▸ Written request: Restate the listing below word for word, omitting any images.
BEGIN Data extract
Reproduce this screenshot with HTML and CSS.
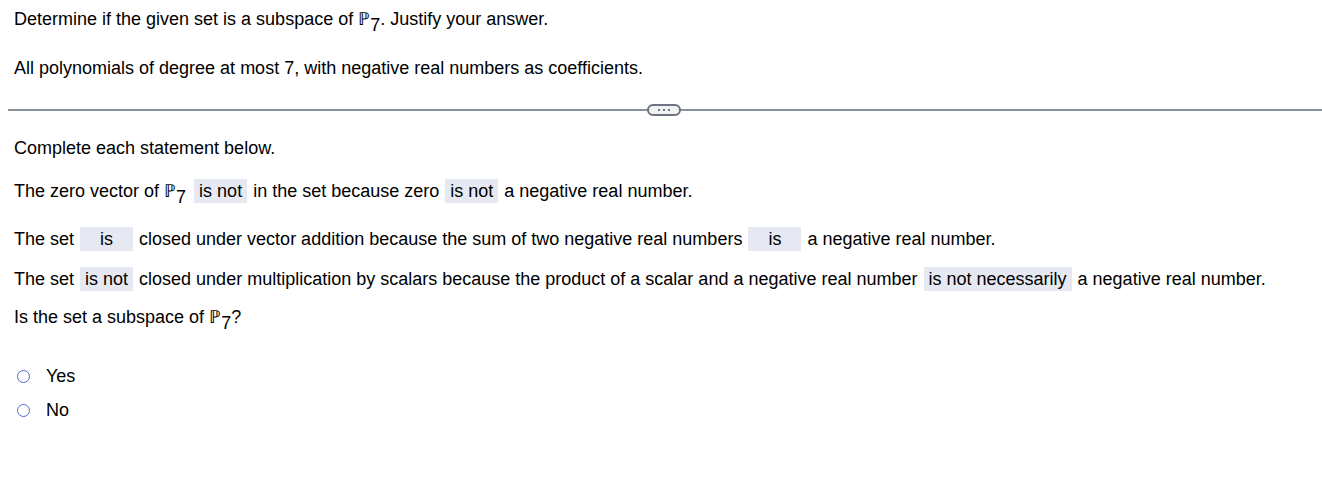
FILE: index.html
```html
<html lang="en">
    <head>
        <meta charset="UTF-8" />
        <meta name="viewport" content="width=device-width, initial-scale=1.0" />
        <title>Subspace</title>
        <link rel="stylesheet" href="styles.css">
    </head>
    <body>
        <div class="question">
            <p class="line first">
                Determine if the given set is a subspace of
                <span class="space">ℙ<sub>7</sub></span>. Justify your answer.
            </p>
            <p class="line second">
                All polynomials of degree at most 7, with negative real numbers as coefficients.
            </p>
        </div>

        <div class="divider">
            <span class="pill"><i></i><i></i><i></i></span>
        </div>

        <div class="answer">
            <p class="line intro">Complete each statement below.</p>
            <p class="line tall zero">
                The zero vector of <span class="space gap">ℙ<sub>7</sub></span>
                <span class="pick">is not</span> in the set because zero
                <span class="pick">is not</span> a negative real number.
            </p>
            <p class="line tall add">
                The set <span class="pick wide">is</span> closed under vector addition because the sum of two negative real numbers
                <span class="pick wide">is</span> a negative real number.
            </p>
            <p class="line tall mult">
                The set <span class="pick">is not</span> closed under multiplication by scalars because the product of a scalar and a negative real number
                <span class="pick">is not necessarily</span> a negative real number.
            </p>
            <p class="line ask">
                Is the set a subspace of <span class="space">ℙ<sub>7</sub></span>?
            </p>

            <div class="options">
                <label class="option"><span class="radio"></span>Yes</label>
                <label class="option"><span class="radio"></span>No</label>
            </div>
        </div>
    </body>
</html>
```

FILE: styles.css
```css
* {
    margin: 0;
    padding: 0;
    box-sizing: border-box;
}

body {
    background-color: #ffffff;
    color: #000000;
    font-family: "Liberation Sans", Arial, sans-serif;
    font-size: 18px;
}

.line {
    line-height: 22px;
    padding-left: 14px;
    white-space: nowrap;
}

.line.tall {
    line-height: 24px;
}

.space sub {
    font-size: 18px;
    vertical-align: -6px;
    line-height: 0;
}

.space.gap sub {
    margin-right: 2px;
}

.first {
    margin-top: 8px;
}

.second {
    margin-top: 27px;
}

.divider {
    position: relative;
    margin: 30px 0 0 8px;
    height: 2px;
    background-color: #8a929e;
}

.pill {
    position: absolute;
    left: 639px;
    top: -5px;
    display: flex;
    justify-content: center;
    align-items: center;
    gap: 3px;
    width: 34px;
    height: 12px;
    border: 2px solid #6b7380;
    border-radius: 6px;
    background-color: #f2f3f5;
}

.pill i {
    display: block;
    width: 2px;
    height: 2px;
    background-color: #6b7380;
}

.intro {
    margin-top: 26px;
}

.zero {
    margin-top: 20px;
}

.add {
    margin-top: 24px;
}

.mult {
    margin-top: 16px;
}

.ask {
    margin-top: 15px;
}

.pick {
    display: inline-block;
    background-color: #e6e9f1;
    padding: 0 5px;
    margin: 0 1px;
}

.pick.wide {
    padding: 0 20px;
    margin: 0 1px;
}

.options {
    display: flex;
    flex-direction: column;
    gap: 12px;
    margin-top: 37px;
    padding-left: 17px;
}

.option {
    display: flex;
    align-items: center;
    line-height: 22px;
}

.radio {
    width: 13px;
    height: 13px;
    margin-right: 16px;
    border: 1.5px solid #4f6fd1;
    border-radius: 50%;
    background-color: #ffffff;
}
```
END Data extract
▸ Problem solution:
Reproduce this screenshot with HTML and CSS.
FILE: index.html
```html
<html lang="en">
    <head>
        <meta charset="UTF-8" />
        <meta name="viewport" content="width=device-width, initial-scale=1.0" />
        <title>Subspace</title>
        <link rel="stylesheet" href="styles.css">
    </head>
    <body>
        <div class="question">
            <p class="line first">
                Determine if the given set is a subspace of
                <span class="space">ℙ<sub>7</sub></span>. Justify your answer.
            </p>
            <p class="line second">
                All polynomials of degree at most 7, with negative real numbers as coefficients.
            </p>
        </div>

        <div class="divider">
            <span class="pill"><i></i><i></i><i></i></span>
        </div>

        <div class="answer">
            <p class="line intro">Complete each statement below.</p>
            <p class="line tall zero">
                The zero vector of <span class="space gap">ℙ<sub>7</sub></span>
                <span class="pick">is not</span> in the set because zero
                <span class="pick">is not</span> a negative real number.
            </p>
            <p class="line tall add">
                The set <span class="pick wide">is</span> closed under vector addition because the sum of two negative real numbers
                <span class="pick wide">is</span> a negative real number.
            </p>
            <p class="line tall mult">
                The set <span class="pick">is not</span> closed under multiplication by scalars because the product of a scalar and a negative real number
                <span class="pick">is not necessarily</span> a negative real number.
            </p>
            <p class="line ask">
                Is the set a subspace of <span class="space">ℙ<sub>7</sub></span>?
            </p>

            <div class="options">
                <label class="option"><span class="radio"></span>Yes</label>
                <label class="option"><span class="radio"></span>No</label>
            </div>
        </div>
    </body>
</html>
```

FILE: styles.css
```css
* {
    margin: 0;
    padding: 0;
    box-sizing: border-box;
}

body {
    background-color: #ffffff;
    color: #000000;
    font-family: "Liberation Sans", Arial, sans-serif;
    font-size: 18px;
}

.line {
    line-height: 22px;
    padding-left: 14px;
    white-space: nowrap;
}

.line.tall {
    line-height: 24px;
}

.space sub {
    font-size: 18px;
    vertical-align: -6px;
    line-height: 0;
}

.space.gap sub {
    margin-right: 2px;
}

.first {
    margin-top: 8px;
}

.second {
    margin-top: 27px;
}

.divider {
    position: relative;
    margin: 30px 0 0 8px;
    height: 2px;
    background-color: #8a929e;
}

.pill {
    position: absolute;
    left: 639px;
    top: -5px;
    display: flex;
    justify-content: center;
    align-items: center;
    gap: 3px;
    width: 34px;
    height: 12px;
    border: 2px solid #6b7380;
    border-radius: 6px;
    background-color: #f2f3f5;
}

.pill i {
    display: block;
    width: 2px;
    height: 2px;
    background-color: #6b7380;
}

.intro {
    margin-top: 26px;
}

.zero {
    margin-top: 20px;
}

.add {
    margin-top: 24px;
}

.mult {
    margin-top: 16px;
}

.ask {
    margin-top: 15px;
}

.pick {
    display: inline-block;
    background-color: #e6e9f1;
    padding: 0 5px;
    margin: 0 1px;
}

.pick.wide {
    padding: 0 20px;
    margin: 0 1px;
}

.options {
    display: flex;
    flex-direction: column;
    gap: 12px;
    margin-top: 37px;
    padding-left: 17px;
}

.option {
    display: flex;
    align-items: center;
    line-height: 22px;
}

.radio {
    width: 13px;
    height: 13px;
    margin-right: 16px;
    border: 1.5px solid #4f6fd1;
    border-radius: 50%;
    background-color: #ffffff;
}
```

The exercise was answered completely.